Criger is one of those seniors who can't drive.
"I can't really drive myself anywhere I want to go," she said.
Transportation experts have different theories about this emerging trend, but the economy and technology are common threads.
Some estimates say premiums can double in some states when a parent puts a teenager on their auto policy.
High unemployment rates for teenagers in the work force also make it hard for them to afford auto-related costs.
"Gas is not the cheapest and getting a job is not that easy," said Fletcher High sophomore Shyla Blackmon.
Social media also makes ride-sharing a breeze.
"It's as simple as just pulling out your phone and just texting them, asking them for a ride," McGee said.
And in a surprising turn from before, students said they don't care if they have to hitch a ride with their parents.
"She's always driving me around everywhere," Criger said about getting a ride from her mom.
Blackmon said, "A lot of people ask to get picked up or they're riding the bus."

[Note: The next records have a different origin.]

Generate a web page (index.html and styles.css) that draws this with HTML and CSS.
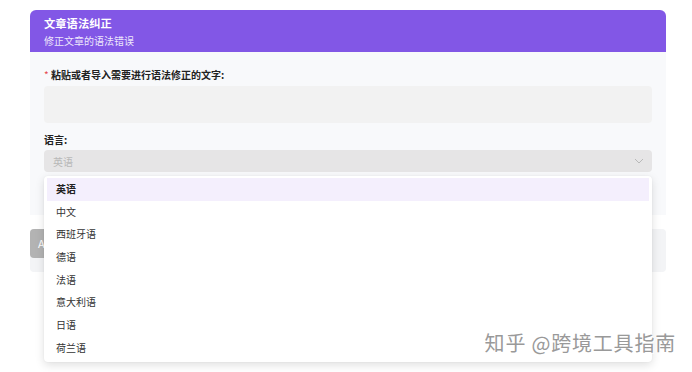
FILE: index.html
```html
<!DOCTYPE html>
<html lang="zh">
<head>
<meta charset="utf-8">
<link rel="stylesheet" href="styles.css">
</head>
<body>
<div class="page">
  <div class="card">
    <div class="card-head">
      <div class="title">文章语法纠正</div>
      <div class="sub">修正文章的语法错误</div>
    </div>
    <div class="card-body">
      <div class="label"><span class="req">*</span> 粘贴或者导入需要进行语法修正的文字:</div>
      <div class="textarea"></div>
      <div class="label lang">语言:</div>
      <div class="select-wrap">
        <div class="select">
          <span class="ph">英语</span>
          <svg class="chev" width="10" height="6" viewBox="0 0 10 6"><path d="M1 1l4 4 4-4" fill="none" stroke="#b9b9b9" stroke-width="1"/></svg>
        </div>
        <ul class="dropdown">
          <li class="item active">英语</li>
          <li class="item">中文</li>
          <li class="item">西班牙语</li>
          <li class="item">德语</li>
          <li class="item">法语</li>
          <li class="item">意大利语</li>
          <li class="item">日语</li>
          <li class="item">荷兰语</li>
        </ul>
      </div>
    </div>
  </div>
  <div class="actions">
    <div class="btn">A</div>
  </div>
  <div class="watermark">知乎 @跨境工具指南</div>
</div>
</body>
</html>
```

FILE: styles.css
```css
* { box-sizing: border-box; }
html, body { margin: 0; padding: 0; background: #ffffff; }
body {
  font-family: "Noto Sans CJK SC", "Noto Sans", sans-serif;
  color: #333;
  width: 692px;
  height: 372px;
  overflow: hidden;
}
.page {
  position: relative;
  padding: 10px 26px 0 30px;
  height: 372px;
}
.card {
  width: 636px;
  border-radius: 6px 6px 0 0;
  background: #f8f9fb;
}
.card-head {
  background: #8257e6;
  border-radius: 6px 6px 0 0;
  padding: 4px 14px 2px;
  height: 42px;
  color: #fff;
}
.title {
  font-size: 11.3px;
  font-weight: 700;
  line-height: 18px;
}
.sub {
  font-size: 10px;
  line-height: 18px;
  color: rgba(255,255,255,0.88);
}
.card-body {
  padding: 15px 14px 43px;
}
.label {
  font-size: 10px;
  font-weight: 700;
  line-height: 16px;
  color: #222;
}
.req { color: #e5484d; font-weight: 400; }
.textarea {
  margin-top: 3px;
  height: 37px;
  background: #f2f2f2;
  border-radius: 4px;
}
.lang { margin-top: 9px; }
.select-wrap { position: relative; margin-top: 2px; }
.select {
  height: 22px;
  background: #e6e5e6;
  border-radius: 4px;
  display: flex;
  align-items: center;
  justify-content: space-between;
  padding: 0 8px 0 9px;
}
.ph { font-size: 10px; color: #b8b8b8; }
.chev { display: block; }
.dropdown {
  position: absolute;
  top: 26px;
  left: 0;
  width: 608px;
  margin: 0;
  padding: 2px 3px 2px;
  list-style: none;
  background: #fff;
  border-radius: 4px;
  box-shadow: 0 3px 10px rgba(0,0,0,0.13), 0 0 2px rgba(0,0,0,0.06);
  z-index: 5;
}
.item {
  height: 22.7px;
  line-height: 22.7px;
  padding-left: 9px;
  font-size: 10px;
  color: #333;
}
.item.active {
  background: #f4effd;
  font-weight: 700;
  color: #222;
}
.actions {
  margin-top: 14px;
  width: 636px;
  height: 43px;
  background: #f3f4f6;
  border-radius: 4px;
}
.btn {
  width: 90px;
  height: 29px;
  background: #b3b3b3;
  border-radius: 4px;
  color: #fff;
  font-size: 11px;
  line-height: 29px;
  padding-left: 8px;
}
.watermark {
  position: absolute;
  right: 16px;
  top: 329px;
  font-size: 20px;
  line-height: 28px;
  color: #999999;
  text-shadow: 0 0 2px #fff, 0 0 2px #fff, 1px 1px 0 #fff;
  z-index: 10;
  letter-spacing: 0.8px;
}
```
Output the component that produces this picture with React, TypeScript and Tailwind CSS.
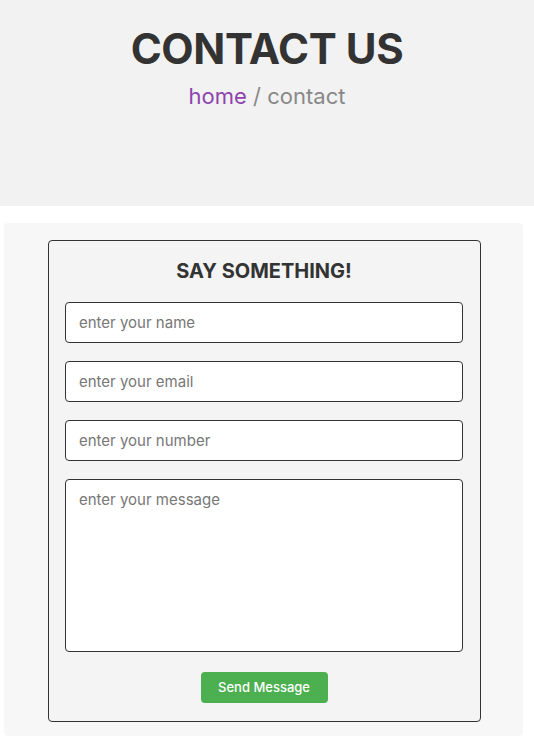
export default function App() {
  return (
    <div className="min-h-[736px] bg-white font-['Inter','Noto_Sans',sans-serif]">
      {/* Page heading */}
      <div className="h-[206px] bg-[#f2f2f2] pt-[25px] text-center">
        <h1 className="text-[42px] leading-[48px] font-bold text-[#333] tracking-[-0.4px]">CONTACT US</h1>
        <p className="mt-[9px] text-[22px] leading-[28px] text-[#888]">
          <span className="text-[#8e44ad]">home</span> / contact
        </p>
      </div>

      {/* Contact form */}
      <div className="mt-[17px] mx-[4px] w-[519px] rounded-[4px] bg-[#f7f7f7] pt-[17px] pb-[14px]">
        <form className="ml-[44px] w-[433px] rounded-[4px] border border-[#333] bg-[#f4f4f4] pl-[16px] pr-[17px] pt-[16px] pb-[18px]">
          <h3 className="text-center text-[20px] leading-[28px] font-bold text-[#333]">SAY SOMETHING!</h3>
          <div className="mt-[17px] flex flex-col gap-[18px]">
            <input
              type="text"
              placeholder="enter your name"
              className="h-[41px] w-full rounded-[4px] border border-[#333] bg-white px-[13px] text-[15px] text-[#333] outline-none placeholder:text-[#777]"
            />
            <input
              type="email"
              placeholder="enter your email"
              className="h-[41px] w-full rounded-[4px] border border-[#333] bg-white px-[13px] text-[15px] text-[#333] outline-none placeholder:text-[#777]"
            />
            <input
              type="text"
              placeholder="enter your number"
              className="h-[41px] w-full rounded-[4px] border border-[#333] bg-white px-[13px] text-[15px] text-[#333] outline-none placeholder:text-[#777]"
            />
            <textarea
              placeholder="enter your message"
              className="block h-[173px] w-full resize-none rounded-[4px] border border-[#333] bg-white px-[13px] py-[9px] text-[15px] text-[#333] outline-none placeholder:text-[#777]"
            />
          </div>
          <div className="mt-[20px] flex justify-center">
            <button
              type="button"
              className="h-[31px] w-[127px] rounded-[4px] bg-[#4caf50] text-[13px] font-medium text-white"
            >
              Send Message
            </button>
          </div>
        </form>
      </div>
    </div>
  )
}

So instead of setting their sights on the open road, many students are in driver's education for credit.
That way they are able to try and go get their license once they are ready.
"I feel you really shouldn't get a license until you're sure you can do that," McGee said.
But Galloway worries what could happen if this trend continues.
"We begin to lose our driver's ed instructors. They move on to do other things," he said.
His hope is students will become more enthusiastic again about getting a driver's license so enrollment numbers will improve.
"I do think it'll rebound," Galloway said.
Holding off on getting a driver's license can have its down sides, though.
Instructors say it can make it more difficult for teens to squeeze in the required time behind the wheel with a supervisor.
First Coast News also pulled enrollment numbers from Clay and St. Johns Counties.
Neither had sharp declines like Duval County Public Schools, but they also had changes in their programs that officials say likely influenced the numbers.